Do not copy the pictures; transcribe all other material exactly.

▼▼▼

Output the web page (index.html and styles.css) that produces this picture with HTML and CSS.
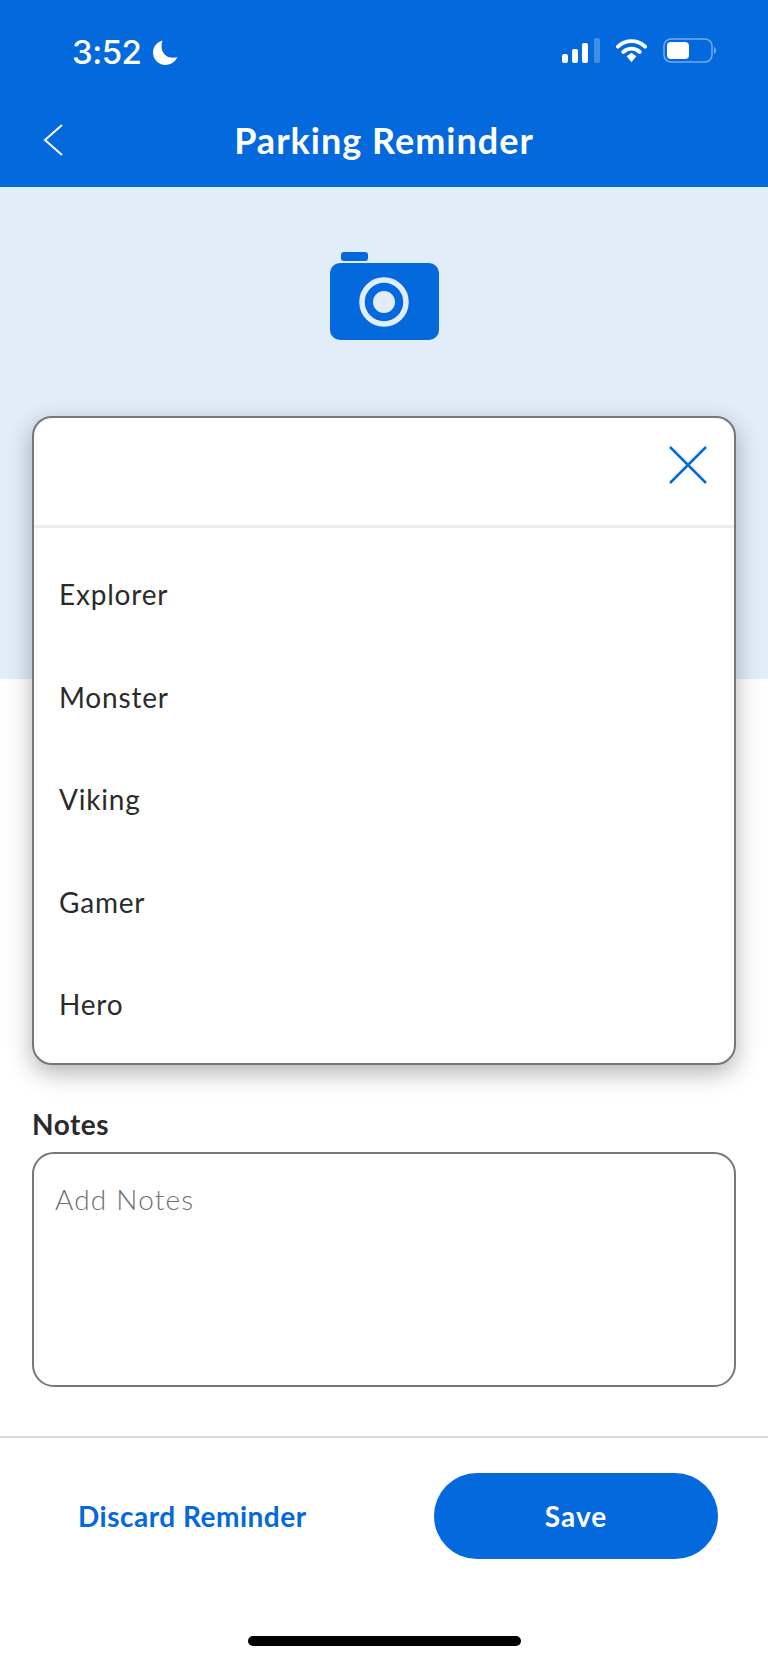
FILE: index.html
```html
<!DOCTYPE html>
<html lang="en">
<head>
    <meta charset="UTF-8">
    <meta name="viewport" content="width=device-width, initial-scale=1.0">
    <title>Parking Reminder</title>
    <link rel="stylesheet" href="styles.css">
</head>
<body>
    <div class="screen">
        <header class="app-header">
            <div class="status-bar">
                <div class="status-left">
                    <span class="status-time">3:52</span>
                    <svg class="moon" width="27" height="27" viewBox="0 0 27 27">
                        <path d="M10.5 1.5C4.8 3 1 7.8 1 13.6 1 20.6 6.6 26 13.4 26c5.4 0 10-3.2 12.1-8.2-1.3.7-2.9 1-4.6 1-6.400 0-11.400-5-11.400-11.300 0-2.200.3-4.200 1-6z" fill="#fff"></path>
                    </svg>
                </div>
                <div class="status-right">
                    <svg width="38" height="25" viewBox="0 0 38 25">
                        <rect x="0" y="16" width="6" height="9" rx="2" fill="#fff"></rect>
                        <rect x="10" y="11" width="6" height="14" rx="2" fill="#fff"></rect>
                        <rect x="20" y="5" width="6" height="20" rx="2" fill="#fff"></rect>
                        <rect x="32" y="0" width="6" height="25" rx="2" fill="#fff" opacity="0.25"></rect>
                    </svg>
                    <svg width="31" height="25" viewBox="0 0 32 25">
                        <path d="M2 8.500C10 1 22 1 30 8.500" fill="none" stroke="#fff" stroke-width="4" stroke-linecap="round"></path>
                        <path d="M7.500 14C12.500 9.500 19.500 9.500 24.500 14" fill="none" stroke="#fff" stroke-width="4" stroke-linecap="round"></path>
                        <path d="M11 18.500 16 14.800 21 18.500 16 24.500z" fill="#fff"></path>
                    </svg>
                    <svg width="54" height="25" viewBox="0 0 54 25">
                        <rect x="1" y="1" width="48" height="23" rx="7" fill="none" stroke="#fff" stroke-opacity="0.45" stroke-width="1.500"></rect>
                        <rect x="4" y="4" width="22" height="17" rx="4" fill="#fff"></rect>
                        <path d="M51 9c1.200.5 2 2 2 3.500s-.8 3-2 3.500z" fill="#fff" opacity="0.45"></path>
                    </svg>
                </div>
            </div>
            <div class="nav-bar">
                <svg class="back-icon" width="22" height="34" viewBox="0 0 22 34">
                    <path d="M20 2 3 17 20 32" fill="none" stroke="#fff" stroke-width="2"></path>
                </svg>
                <h1>Parking Reminder</h1>
            </div>
        </header>

        <section class="hero">
            <svg width="110" height="89" viewBox="0 0 110 89">
                <rect x="12" y="0" width="27" height="9" rx="3" fill="#0369dc"></rect>
                <rect x="1" y="11" width="109" height="77" rx="10" fill="#0369dc"></rect>
                <circle cx="55" cy="50" r="22" fill="none" stroke="#e2edfa" stroke-width="5.500"></circle>
                <circle cx="55" cy="50" r="11" fill="#e2edfa"></circle>
            </svg>
        </section>

        <main class="form">
            <label class="field-label">Notes</label>
            <div class="notes-box">Add Notes</div>
        </main>

        <footer class="footer">
            <div class="footer-actions">
                <a class="discard">Discard Reminder</a>
                <button class="save-btn">Save</button>
            </div>
            <div class="home-bar"></div>
        </footer>

        <div class="picker">
            <div class="picker-head">
                <svg width="40" height="40" viewBox="0 0 40 40">
                    <path d="M2 2 38 38M38 2 2 38" fill="none" stroke="#0369dc" stroke-width="2.500"></path>
                </svg>
            </div>
            <ul class="picker-list">
                <li>Explorer</li>
                <li>Monster</li>
                <li>Viking</li>
                <li>Gamer</li>
                <li>Hero</li>
            </ul>
        </div>
    </div>
</body>
</html>
```

FILE: styles.css
```css
* {
    margin: 0;
    padding: 0;
    box-sizing: border-box;
}

body {
    font-family: 'Lato', sans-serif;
    background: #fff;
    color: #2b2b2b;
}

.screen {
    position: relative;
    width: 768px;
    height: 1662px;
    display: flex;
    flex-direction: column;
    overflow: hidden;
}

.app-header {
    height: 187px;
    background: #0369dc;
    color: #fff;
}

.status-bar {
    height: 113px;
    padding: 38px 51px 0 72px;
    display: flex;
    justify-content: space-between;
    align-items: flex-start;
}

.status-left {
    display: flex;
    align-items: center;
    gap: 11px;
}

.status-time {
    font-family: 'Inter', sans-serif;
    font-size: 33px;
    font-weight: 500;
    line-height: 28px;
    letter-spacing: -0.5px;
}

.status-right {
    display: flex;
    gap: 16px;
}

.nav-bar {
    position: relative;
    display: flex;
    justify-content: center;
    align-items: center;
    height: 54px;
}

.back-icon {
    position: absolute;
    left: 42px;
    top: 10px;
}

h1 {
    font-size: 36px;
    font-weight: 700;
    line-height: 54px;
    letter-spacing: 1px;
}

.hero {
    height: 492px;
    background: #e2edfa;
    display: flex;
    justify-content: center;
    padding-top: 65px;
}

.form {
    flex: 1;
    padding: 429px 32px 0;
}

.field-label {
    display: block;
    font-size: 28px;
    font-weight: 700;
    line-height: 32px;
    letter-spacing: 0.5px;
    margin-bottom: 12px;
}

.notes-box {
    height: 235px;
    border: 2px solid #777;
    border-radius: 22px;
    padding: 25px 21px;
    font-size: 28px;
    font-weight: 300;
    line-height: 40px;
    letter-spacing: 1.2px;
    color: #6f6f6f;
}

.footer {
    height: 226px;
    border-top: 2px solid #ddd;
    position: relative;
}

.footer-actions {
    display: flex;
    justify-content: space-between;
    align-items: center;
    padding: 35px 50px 0 78px;
}

.discard {
    font-size: 28px;
    font-weight: 700;
    letter-spacing: 0.5px;
    color: #0369dc;
}

.save-btn {
    width: 284px;
    height: 86px;
    border: none;
    border-radius: 43px;
    background: #0369dc;
    color: #fff;
    font-family: 'Lato', sans-serif;
    font-size: 28px;
    font-weight: 700;
    letter-spacing: 1px;
}

.home-bar {
    width: 273px;
    height: 10px;
    margin: 77px auto 0;
    border-radius: 5px;
    background: #000;
}

.picker {
    position: absolute;
    left: 32px;
    top: 416px;
    width: 704px;
    height: 649px;
    background: #fff;
    border: 2px solid #777;
    border-radius: 20px;
    box-shadow: 0 8px 24px rgba(0, 0, 0, 0.3);
}

.picker-head {
    height: 110px;
    border-bottom: 3px solid #ececec;
    display: flex;
    justify-content: flex-end;
    padding: 27px 26px 0 0;
}

.picker-list {
    list-style: none;
    padding-top: 15px;
}

.picker-list li {
    height: 102.500px;
    line-height: 102.500px;
    padding-left: 25px;
    font-size: 28px;
    letter-spacing: 0.8px;
}
```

▲▲▲

# EXERCISE RESULT
Output the web page (index.html and styles.css) that produces this picture with HTML and CSS.
FILE: index.html
```html
<!DOCTYPE html>
<html lang="en">
<head>
    <meta charset="UTF-8">
    <meta name="viewport" content="width=device-width, initial-scale=1.0">
    <title>Parking Reminder</title>
    <link rel="stylesheet" href="styles.css">
</head>
<body>
    <div class="screen">
        <header class="app-header">
            <div class="status-bar">
                <div class="status-left">
                    <span class="status-time">3:52</span>
                    <svg class="moon" width="27" height="27" viewBox="0 0 27 27">
                        <path d="M10.5 1.5C4.8 3 1 7.8 1 13.6 1 20.6 6.6 26 13.4 26c5.4 0 10-3.2 12.1-8.2-1.3.7-2.9 1-4.6 1-6.400 0-11.400-5-11.400-11.300 0-2.200.3-4.200 1-6z" fill="#fff"></path>
                    </svg>
                </div>
                <div class="status-right">
                    <svg width="38" height="25" viewBox="0 0 38 25">
                        <rect x="0" y="16" width="6" height="9" rx="2" fill="#fff"></rect>
                        <rect x="10" y="11" width="6" height="14" rx="2" fill="#fff"></rect>
                        <rect x="20" y="5" width="6" height="20" rx="2" fill="#fff"></rect>
                        <rect x="32" y="0" width="6" height="25" rx="2" fill="#fff" opacity="0.25"></rect>
                    </svg>
                    <svg width="31" height="25" viewBox="0 0 32 25">
                        <path d="M2 8.500C10 1 22 1 30 8.500" fill="none" stroke="#fff" stroke-width="4" stroke-linecap="round"></path>
                        <path d="M7.500 14C12.500 9.500 19.500 9.500 24.500 14" fill="none" stroke="#fff" stroke-width="4" stroke-linecap="round"></path>
                        <path d="M11 18.500 16 14.800 21 18.500 16 24.500z" fill="#fff"></path>
                    </svg>
                    <svg width="54" height="25" viewBox="0 0 54 25">
                        <rect x="1" y="1" width="48" height="23" rx="7" fill="none" stroke="#fff" stroke-opacity="0.45" stroke-width="1.500"></rect>
                        <rect x="4" y="4" width="22" height="17" rx="4" fill="#fff"></rect>
                        <path d="M51 9c1.200.5 2 2 2 3.500s-.8 3-2 3.500z" fill="#fff" opacity="0.45"></path>
                    </svg>
                </div>
            </div>
            <div class="nav-bar">
                <svg class="back-icon" width="22" height="34" viewBox="0 0 22 34">
                    <path d="M20 2 3 17 20 32" fill="none" stroke="#fff" stroke-width="2"></path>
                </svg>
                <h1>Parking Reminder</h1>
            </div>
        </header>

        <section class="hero">
            <svg width="110" height="89" viewBox="0 0 110 89">
                <rect x="12" y="0" width="27" height="9" rx="3" fill="#0369dc"></rect>
                <rect x="1" y="11" width="109" height="77" rx="10" fill="#0369dc"></rect>
                <circle cx="55" cy="50" r="22" fill="none" stroke="#e2edfa" stroke-width="5.500"></circle>
                <circle cx="55" cy="50" r="11" fill="#e2edfa"></circle>
            </svg>
        </section>

        <main class="form">
            <label class="field-label">Notes</label>
            <div class="notes-box">Add Notes</div>
        </main>

        <footer class="footer">
            <div class="footer-actions">
                <a class="discard">Discard Reminder</a>
                <button class="save-btn">Save</button>
            </div>
            <div class="home-bar"></div>
        </footer>

        <div class="picker">
            <div class="picker-head">
                <svg width="40" height="40" viewBox="0 0 40 40">
                    <path d="M2 2 38 38M38 2 2 38" fill="none" stroke="#0369dc" stroke-width="2.500"></path>
                </svg>
            </div>
            <ul class="picker-list">
                <li>Explorer</li>
                <li>Monster</li>
                <li>Viking</li>
                <li>Gamer</li>
                <li>Hero</li>
            </ul>
        </div>
    </div>
</body>
</html>
```

FILE: styles.css
```css
* {
    margin: 0;
    padding: 0;
    box-sizing: border-box;
}

body {
    font-family: 'Lato', sans-serif;
    background: #fff;
    color: #2b2b2b;
}

.screen {
    position: relative;
    width: 768px;
    height: 1662px;
    display: flex;
    flex-direction: column;
    overflow: hidden;
}

.app-header {
    height: 187px;
    background: #0369dc;
    color: #fff;
}

.status-bar {
    height: 113px;
    padding: 38px 51px 0 72px;
    display: flex;
    justify-content: space-between;
    align-items: flex-start;
}

.status-left {
    display: flex;
    align-items: center;
    gap: 11px;
}

.status-time {
    font-family: 'Inter', sans-serif;
    font-size: 33px;
    font-weight: 500;
    line-height: 28px;
    letter-spacing: -0.5px;
}

.status-right {
    display: flex;
    gap: 16px;
}

.nav-bar {
    position: relative;
    display: flex;
    justify-content: center;
    align-items: center;
    height: 54px;
}

.back-icon {
    position: absolute;
    left: 42px;
    top: 10px;
}

h1 {
    font-size: 36px;
    font-weight: 700;
    line-height: 54px;
    letter-spacing: 1px;
}

.hero {
    height: 492px;
    background: #e2edfa;
    display: flex;
    justify-content: center;
    padding-top: 65px;
}

.form {
    flex: 1;
    padding: 429px 32px 0;
}

.field-label {
    display: block;
    font-size: 28px;
    font-weight: 700;
    line-height: 32px;
    letter-spacing: 0.5px;
    margin-bottom: 12px;
}

.notes-box {
    height: 235px;
    border: 2px solid #777;
    border-radius: 22px;
    padding: 25px 21px;
    font-size: 28px;
    font-weight: 300;
    line-height: 40px;
    letter-spacing: 1.2px;
    color: #6f6f6f;
}

.footer {
    height: 226px;
    border-top: 2px solid #ddd;
    position: relative;
}

.footer-actions {
    display: flex;
    justify-content: space-between;
    align-items: center;
    padding: 35px 50px 0 78px;
}

.discard {
    font-size: 28px;
    font-weight: 700;
    letter-spacing: 0.5px;
    color: #0369dc;
}

.save-btn {
    width: 284px;
    height: 86px;
    border: none;
    border-radius: 43px;
    background: #0369dc;
    color: #fff;
    font-family: 'Lato', sans-serif;
    font-size: 28px;
    font-weight: 700;
    letter-spacing: 1px;
}

.home-bar {
    width: 273px;
    height: 10px;
    margin: 77px auto 0;
    border-radius: 5px;
    background: #000;
}

.picker {
    position: absolute;
    left: 32px;
    top: 416px;
    width: 704px;
    height: 649px;
    background: #fff;
    border: 2px solid #777;
    border-radius: 20px;
    box-shadow: 0 8px 24px rgba(0, 0, 0, 0.3);
}

.picker-head {
    height: 110px;
    border-bottom: 3px solid #ececec;
    display: flex;
    justify-content: flex-end;
    padding: 27px 26px 0 0;
}

.picker-list {
    list-style: none;
    padding-top: 15px;
}

.picker-list li {
    height: 102.500px;
    line-height: 102.500px;
    padding-left: 25px;
    font-size: 28px;
    letter-spacing: 0.8px;
}
```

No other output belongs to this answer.